### WRITTEN EXERCISE
Count the lines below that contain the word "styled", and reply with only that number.

### DATA TO USE

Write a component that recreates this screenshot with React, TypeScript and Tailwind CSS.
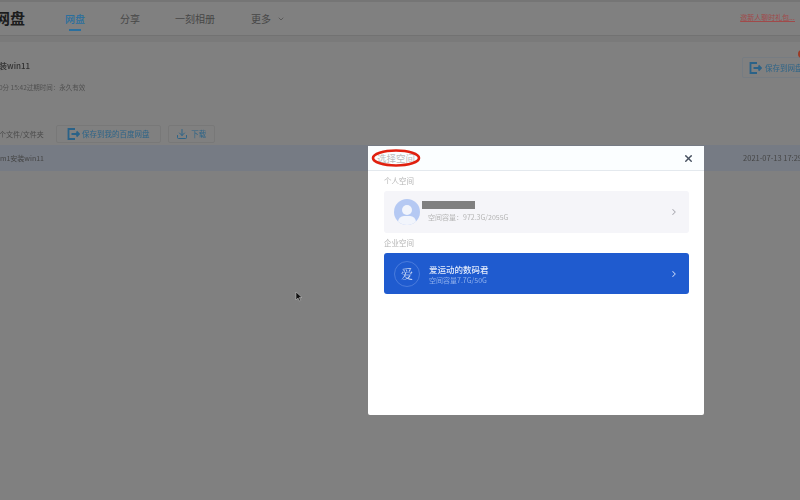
import { ChevronDown, ChevronRight, Download, X } from "lucide-react";

const cjk = "font-['Noto_Sans_CJK_SC','Liberation_Sans',sans-serif]";

function SaveIcon() {
	return (
		<svg width="13" height="12" viewBox="0 0 13 12" fill="none" stroke="#2a6288" strokeWidth="1.8">
			<path d="M8 1H1.5v10H8" />
			<path d="M4.5 6H12M9.5 3.5 12 6 9.5 8.5" />
		</svg>
	);
}

function Background() {
	return (
		<div className="flex h-full flex-col overflow-hidden blur-[0.7px]">
			<header className="flex h-[36px] shrink-0 items-center border-t-2 border-b border-t-[#757575] border-b-[#727272] bg-[#808080] pr-[5px]">
				<span className="-ml-[5px] text-[15px] font-bold text-[#1c1c1c]">网盘</span>
				<nav className="ml-[40px] flex items-center gap-[35px] text-[10px] text-[#474747]">
					<span className="relative flex h-[33px] items-center font-medium text-[#2a6f9e]">
						网盘
						<span className="absolute bottom-[4px] left-[4px] h-[2px] w-[12px] bg-[#2a6f9e]" />
					</span>
					<span>分享</span>
					<span>一刻相册</span>
					<span className="ml-[1px] flex items-center gap-[6px]">
						更多
						<ChevronDown size={8} />
					</span>
				</nav>
				<span className="ml-auto -translate-y-[1px] text-[7px] text-[#a04a4a] underline">
					邀新人聊时礼包...
				</span>
			</header>
			<div className="h-[6px] shrink-0 bg-[#7a7a7a]" />
			<section className="flex h-[80px] shrink-0 justify-between">
				<div className="-ml-[1px] pt-[18px]">
					<div className="text-[8px] font-medium text-[#303030]">装win11</div>
					<div className="mt-[11px] text-[6.5px] text-[#505050]">
						0分 15:42过期时间：永久有效
					</div>
				</div>
				<button className="relative -mr-[10px] mt-[15px] flex h-[21px] w-[68px] items-center gap-[3px] rounded-[2px] border border-[#767c82] px-[6px] text-[7.5px] whitespace-nowrap text-[#2d6488]">
					<SaveIcon />
					保存到网盘
					<span className="absolute -top-[8px] right-[3px] size-[8px] rounded-full bg-[#9c3b26]" />
				</button>
			</section>
			<div className="flex h-[23px] shrink-0 items-center pt-[1px]">
				<span className="-ml-[1px] text-[7px] text-[#4a4a4a]">个文件/文件夹</span>
				<button className="ml-[12px] flex h-[18px] w-[105px] items-center justify-center gap-[2px] rounded-[2px] border border-[#787878] text-[7.5px] text-[#2d6488]">
					<SaveIcon />
					保存到我的百度网盘
				</button>
				<button className="ml-[7px] flex h-[18px] w-[47px] items-center justify-center gap-[3px] rounded-[2px] border border-[#787878] text-[7.5px] text-[#2d6488]">
					<Download size={12} />
					下载
				</button>
			</div>
			<div className="flex h-[26px] shrink-0 items-center justify-between bg-[#767b84] text-[7px] text-[#454545]">
				<span>m1安装win11</span>
				<span className="-mr-[2px] text-[7.5px]">2021-07-13 17:29</span>
			</div>
			<div className="flex-1 bg-[#808080]" />
		</div>
	);
}

function Modal() {
	return (
		<div className="absolute left-[368px] top-[146px] flex h-[269px] w-[336px] flex-col rounded-[2px] bg-white blur-[0.5px]">
			<div className="flex h-[25px] shrink-0 items-center justify-between border-b border-[#e4e9ee] bg-[#fbfeff] pl-[9px] pr-[10px]">
				<span className="text-[9.5px] text-[#bcbcbc]">选择空间</span>
				<X size={11} strokeWidth={3} className="text-[#46505f]" />
			</div>
			<div className="flex flex-col pl-[16px] pr-[15px]">
				<div className="mt-[4px] text-[7.5px] leading-[11px] text-[#b4b4b4]">个人空间</div>
				<div className="mt-[5px] flex h-[42px] items-center rounded-[3px] bg-[#f5f5f9] pl-[10px] pr-[10px]">
					<div className="relative size-[26px] shrink-0 overflow-hidden rounded-full bg-[#b5c9f3]">
						<div className="absolute left-[8px] top-[6px] size-[10px] rounded-full bg-[#f2f5fc]" />
						<div className="absolute left-[4px] top-[17px] h-[12px] w-[18px] rounded-full bg-[#f2f5fc]" />
					</div>
					<div className="ml-[2px] flex -translate-y-[1px] flex-col">
						<div className="h-[8px] w-[53px] bg-[#808080]" />
						<div className="ml-[6px] mt-[3px] text-[7px] leading-[10px] text-[#b4b4b4]">
							空间容量：972.3G/2055G
						</div>
					</div>
					<ChevronRight size={10} strokeWidth={2.5} className="ml-auto text-[#a9a9b0]" />
				</div>
				<div className="mt-[4px] text-[7.5px] leading-[11px] text-[#b4b4b4]">企业空间</div>
				<div className="mt-[5px] flex h-[41px] items-center rounded-[3px] bg-[#1f5bcf] pl-[10px] pr-[10px]">
					<div className="flex size-[26px] shrink-0 items-center justify-center rounded-full border border-[#4a7bdc] font-['Noto_Serif_CJK_SC','Noto_Sans_CJK_SC',serif] text-[12px] text-[#d5e0f7]">
						爱
					</div>
					<div className="ml-[9px] flex flex-col">
						<div className="text-[8.5px] font-medium leading-[12px] text-[#e3ebfb]">爱运动的数码君</div>
						<div className="text-[7px] leading-[10px] text-[#8fb0ec]">空间容量7.7G/50G</div>
					</div>
					<ChevronRight size={10} strokeWidth={2.5} className="ml-auto text-[#c3d4f6]" />
				</div>
			</div>
			{/* hand drawn annotation round the title */}
			<svg className="absolute left-[3px] top-[2px]" width="54" height="21" viewBox="0 0 54 21" fill="none">
				<ellipse cx="25" cy="10" rx="23" ry="7.5" stroke="#e0200f" strokeWidth="2.6" />
			</svg>
		</div>
	);
}

export default function App() {
	return (
		<div className={`relative h-[500px] w-[800px] overflow-hidden bg-[#808080] ${cjk}`}>
			<Background />
			<Modal />
			<svg className="absolute left-[295px] top-[291px]" width="8" height="11" viewBox="0 0 8 11">
				<path d="M1 1v8l2-2 1.5 3 1.2-.6L4.3 6.5H7z" fill="#111" stroke="#ccc" strokeWidth="0.5" />
			</svg>
		</div>
	);
}
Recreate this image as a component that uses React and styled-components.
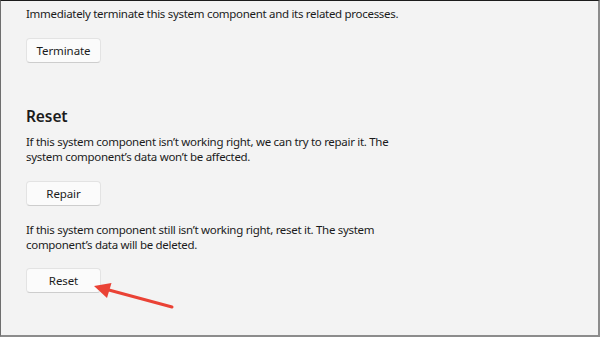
import React from "react";
import styled, { createGlobalStyle } from "styled-components";

const Global = createGlobalStyle`
  html, body {
    margin: 0;
    padding: 0;
    background: #f3f3f3;
  }
`;

const Page = styled.div`
  position: relative;
  box-sizing: border-box;
  width: 600px;
  height: 337px;
  overflow: hidden;
  background: #f3f3f3;
  border-top: 1px solid #1c1c1c;
  border-left: 1px solid #6e6e6e;
  border-right: 2px solid #8c8c8c;
  border-bottom: 2px solid #8c8c8c;
  padding: 5px 0 0 25px;
  font-family: "Noto Sans", "Open Sans", sans-serif;
  color: #1b1b1b;
`;

const Text = styled.p`
  margin: 0;
  margin-top: ${(p) => p.$top || 0}px;
  width: 440px;
  font-size: 11.5px;
  letter-spacing: -0.3px;
  line-height: 15px;
`;

const Heading = styled.h2`
  margin: 43px 0 0;
  font-size: 15.5px;
  font-weight: 600;
  line-height: 20px;
  letter-spacing: -0.1px;
`;

const Button = styled.button`
  display: block;
  box-sizing: border-box;
  margin-top: ${(p) => p.$top}px;
  width: 75px;
  height: 25px;
  padding: 0;
  border: 1px solid #e3e3e3;
  border-bottom-color: #cdcdcd;
  border-radius: 4px;
  background: #fbfbfb;
  font-family: inherit;
  font-size: 11.5px;
  letter-spacing: -0.1px;
  color: #1b1b1b;
`;

const Arrow = styled.svg`
  position: absolute;
  left: 0;
  top: 0;
  pointer-events: none;
`;

export default function App() {
  return (
    <>
      <Global />
      <Page>
        <Text>Immediately terminate this system component and its related processes.</Text>
        <Button $top={17}>Terminate</Button>
        <Heading>Reset</Heading>
        <Text $top={8}>
          If this system component isn’t working right, we can try to repair it. The
          <br />
          system component’s data won’t be affected.
        </Text>
        <Button $top={17}>Repair</Button>
        <Text $top={16}>
          If this system component still isn’t working right, reset it. The system
          <br />
          component’s data will be deleted.
        </Text>
        <Button $top={16}>Reset</Button>
        <Arrow width="600" height="337" viewBox="0 0 600 337">
          <line x1="171" y1="306" x2="106" y2="288.5" stroke="#ea4235" strokeWidth="3" strokeLinecap="round" />
          <polygon points="93,285 110.5,282 106,297" fill="#ea4235" />
        </Arrow>
      </Page>
    </>
  );
}
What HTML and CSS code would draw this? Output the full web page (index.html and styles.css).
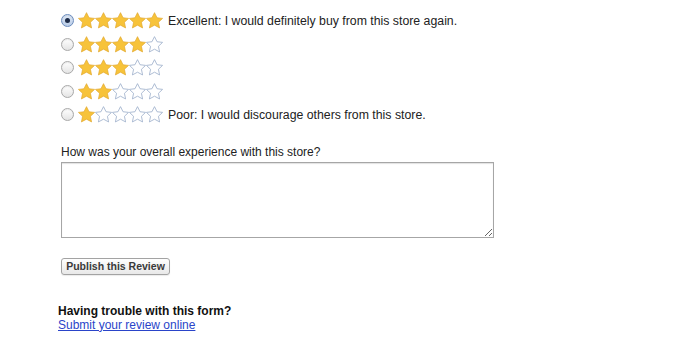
FILE: index.html
```html
<!DOCTYPE html>
<html>
<head>
<meta charset="utf-8">
<link rel="stylesheet" href="styles.css">
</head>
<body>
<svg width="0" height="0" class="defs">
  <defs>
    <polygon id="star" points="8,0.6 10.4,5.4 15.6,6.0 11.7,9.7 12.8,15.0 8,12.4 3.2,15.0 4.3,9.7 0.4,6.0 5.6,5.4"/>
  </defs>
</svg>
<div class="page">
  <div class="ratings">
    <div class="rating">
      <span class="radio checked"></span>
      <span class="stars">
        <svg class="star full" viewBox="0 0 16 16"><use href="#star"/></svg><svg class="star full" viewBox="0 0 16 16"><use href="#star"/></svg><svg class="star full" viewBox="0 0 16 16"><use href="#star"/></svg><svg class="star full" viewBox="0 0 16 16"><use href="#star"/></svg><svg class="star full" viewBox="0 0 16 16"><use href="#star"/></svg>
      </span>
      <span class="desc">Excellent: I would definitely buy from this store again.</span>
    </div>
    <div class="rating">
      <span class="radio"></span>
      <span class="stars">
        <svg class="star full" viewBox="0 0 16 16"><use href="#star"/></svg><svg class="star full" viewBox="0 0 16 16"><use href="#star"/></svg><svg class="star full" viewBox="0 0 16 16"><use href="#star"/></svg><svg class="star full" viewBox="0 0 16 16"><use href="#star"/></svg><svg class="star empty" viewBox="0 0 16 16"><use href="#star"/></svg>
      </span>
    </div>
    <div class="rating">
      <span class="radio"></span>
      <span class="stars">
        <svg class="star full" viewBox="0 0 16 16"><use href="#star"/></svg><svg class="star full" viewBox="0 0 16 16"><use href="#star"/></svg><svg class="star full" viewBox="0 0 16 16"><use href="#star"/></svg><svg class="star empty" viewBox="0 0 16 16"><use href="#star"/></svg><svg class="star empty" viewBox="0 0 16 16"><use href="#star"/></svg>
      </span>
    </div>
    <div class="rating">
      <span class="radio"></span>
      <span class="stars">
        <svg class="star full" viewBox="0 0 16 16"><use href="#star"/></svg><svg class="star full" viewBox="0 0 16 16"><use href="#star"/></svg><svg class="star empty" viewBox="0 0 16 16"><use href="#star"/></svg><svg class="star empty" viewBox="0 0 16 16"><use href="#star"/></svg><svg class="star empty" viewBox="0 0 16 16"><use href="#star"/></svg>
      </span>
    </div>
    <div class="rating">
      <span class="radio"></span>
      <span class="stars">
        <svg class="star full" viewBox="0 0 16 16"><use href="#star"/></svg><svg class="star empty" viewBox="0 0 16 16"><use href="#star"/></svg><svg class="star empty" viewBox="0 0 16 16"><use href="#star"/></svg><svg class="star empty" viewBox="0 0 16 16"><use href="#star"/></svg><svg class="star empty" viewBox="0 0 16 16"><use href="#star"/></svg>
      </span>
      <span class="desc">Poor: I would discourage others from this store.</span>
    </div>
  </div>

  <div class="question">How was your overall experience with this store?</div>
  <textarea class="comment"></textarea>

  <div class="actions">
    <button class="publish" type="button">Publish this Review</button>
  </div>

  <div class="help">
    <div class="help-title">Having trouble with this form?</div>
    <a class="help-link" href="#">Submit your review online</a>
  </div>
</div>
</body>
</html>
```

FILE: styles.css
```css
html, body {
  margin: 0;
  padding: 0;
  background: #ffffff;
}
.defs {
  position: absolute;
  width: 0;
  height: 0;
}
.page {
  padding: 9px 0 0 61px;
  font-family: "Liberation Sans", Arial, sans-serif;
  font-size: 12px;
  color: #222222;
}
.ratings {
  display: flex;
  flex-direction: column;
}
.rating {
  display: flex;
  align-items: center;
  height: 23.5px;
}
.radio {
  width: 11px;
  height: 11px;
  border-radius: 50%;
  border: 1px solid #a9a9a9;
  background: linear-gradient(#ffffff, #e4e4e4);
  box-shadow: inset 0 1px 1px rgba(0,0,0,0.08);
  display: flex;
  align-items: center;
  justify-content: center;
  flex: none;
}
.radio.checked {
  border-color: #6a8bbd;
  background: linear-gradient(#dfe9f7, #b8cbe6);
}
.radio.checked::after {
  content: "";
  width: 5px;
  height: 5px;
  border-radius: 50%;
  background: #1d2c48;
}
.stars {
  display: flex;
  margin-left: 4px;
}
.star {
  width: 17px;
  height: 17px;
  display: block;
}
.star.full {
  fill: #f7c33a;
  stroke: #e0a328;
  stroke-width: 0.6;
}
.star.empty {
  fill: #ffffff;
  stroke: #9fb1cc;
  stroke-width: 0.8;
}
.desc {
  margin-left: 5px;
  font-size: 12.3px;
  color: #222222;
}
.question {
  margin-top: 18px;
}
.comment {
  display: block;
  margin-top: 3px;
  width: 427px;
  height: 70px;
  border: 1px solid #a6a6a6;
  box-shadow: inset 0 1px 1px rgba(0,0,0,0.12);
  padding: 2px;
  resize: both;
  font-family: "Liberation Sans", Arial, sans-serif;
  font-size: 12px;
}
.actions {
  margin-top: 20px;
}
.publish {
  font-family: "Liberation Sans", Arial, sans-serif;
  font-size: 10.5px;
  font-weight: bold;
  color: #3a3a3a;
  height: 17px;
  width: 109px;
  padding: 0;
  border: 1px solid #a3a3a3;
  border-radius: 3px;
  background: linear-gradient(#ffffff, #e8e8e8);
  box-shadow: 0 1px 1px rgba(0,0,0,0.08);
}
.help {
  margin-top: 29px;
  margin-left: -3px;
}
.help-title {
  font-weight: bold;
  color: #111111;
}
.help-link {
  color: #2a44c9;
  text-decoration: underline;
}
```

### WORKED SOLUTION
7